There are other forms of assessments used around the state. Multiple choice tests are growing in popularity. ACCUPLACER, a math, reading and writing assessment produced by College Board, is one such test being adopted by colleges which Whalen said comes with its own set of problems.
Among them, the test does not require students to do what they will spend most of their time doing in a college English class: write.
Another measure that is being used more widely across the state and is being considered to factor prominently in future Mt. SAC assessment decisions is high school GPA. While Whalen said GPA cannot be used for every student’s case and comes with its own set of challenges, it can still be a somewhat accurate way to measure how prepared a student may be to perform well in any college course.
“The thing about high school GPA that’s interesting is that it does say something about what the student knows about how to be a student, because students struggle in earlier classes – or all classes, really – because of skills, because of life, and because of those soft student skills,” she said. “You know, [some students] just don’t want to be there. Don’t really get that you have to do the reading … A high school GPA at least is predictive in that it shows whether the student has those soft skills, so we’re in the early stages across the campus of looking pretty hard at that.”
Still, Whalen said GPA should not be the only form of assessing a student’s potential to succeed at the college level, especially because community colleges are filled with students who took a break from school for a few years, or those who didn’t care too much for high school but come into college ready to start fresh.
The California Community Colleges system as a whole is also moving towards creating an assessment test to be used at each of the member schools. This common assessment test, named CCCAssess, began as a project to prevent forcing students to take multiple placement tests if they’re not sure which school they’ll attend or move schools before taking an English course, and to make assessing students more universal throughout the state.
“Which in theory is good, except that the placement instruments are so imperfect that having all of us use a crappy multiple choice test has deep problems,” Whalen said. “Plus, the profit motive for the testing company that gets to make the test for all the California schools leaves some of us fairly suspicious.”
The different types of assessment tests – multiple choice, essay – combined with the other forms of measuring students – high school GPA, student questionnaires – are all designed to place students where they have the greatest chance of succeeding.

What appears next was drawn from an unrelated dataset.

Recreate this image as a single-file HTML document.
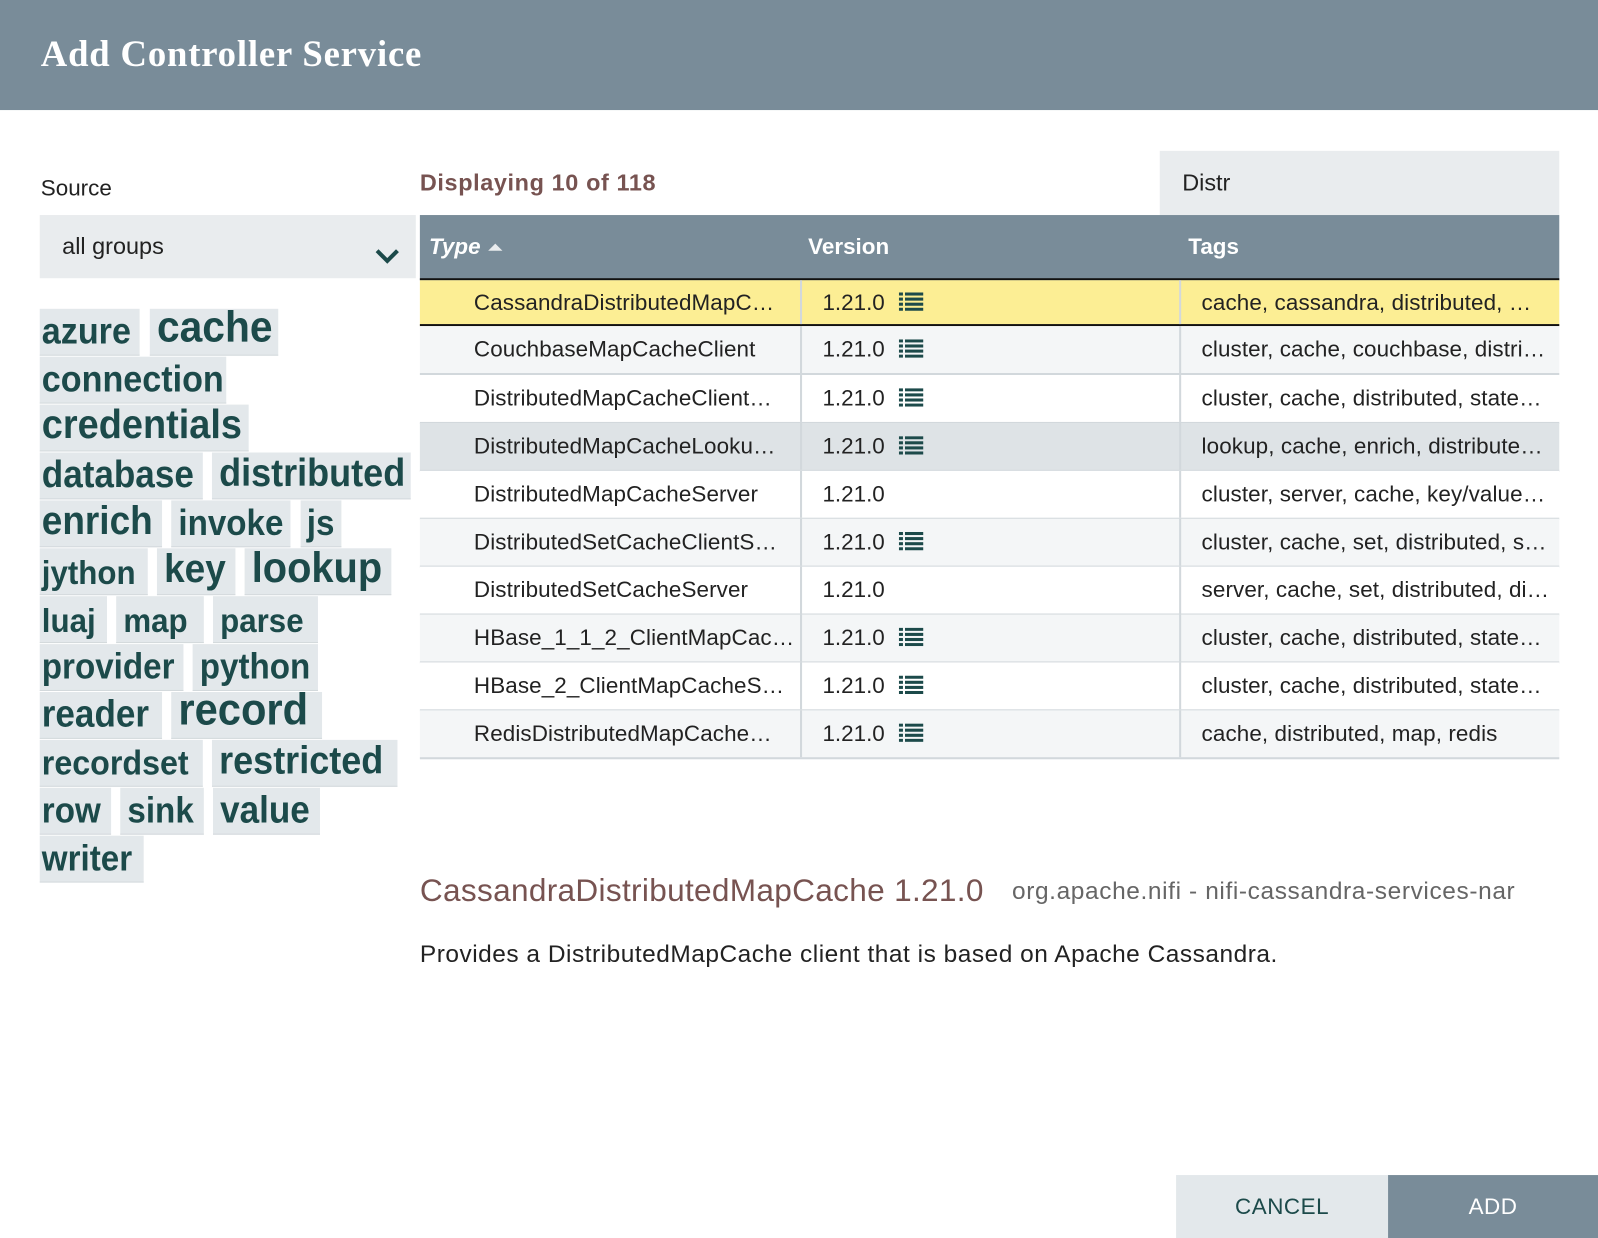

Placing a student too high could result in overwhelming them, leading them to fail and possibly give up on English or school altogether, while placing them too low could cause them to take more classes than necessary, possibly resulting in paying more to graduate and burning out after one or two lower-level courses.
“Here’s the thing: when teacher’s talk, we tend to talk about the student in the room who wasn’t ready. ‘I can’t believe he or she can’t do this,’ we say when we’re tired and grumpy,” Whalen said. “But what we don’t talk about very much are the six or seven students in the room who didn’t really need that [English] 67 or that [English] 68, who have made our lives easy in that class because they can do the work and they like the work, and they’re fine. We don’t talk about them.
“So I think we could be placing more students in higher levels, and they’d be doing just fine. So, we have to figure out a way to do that accurately without endangering the students who need the support and the extra coursework to get confident and competent.”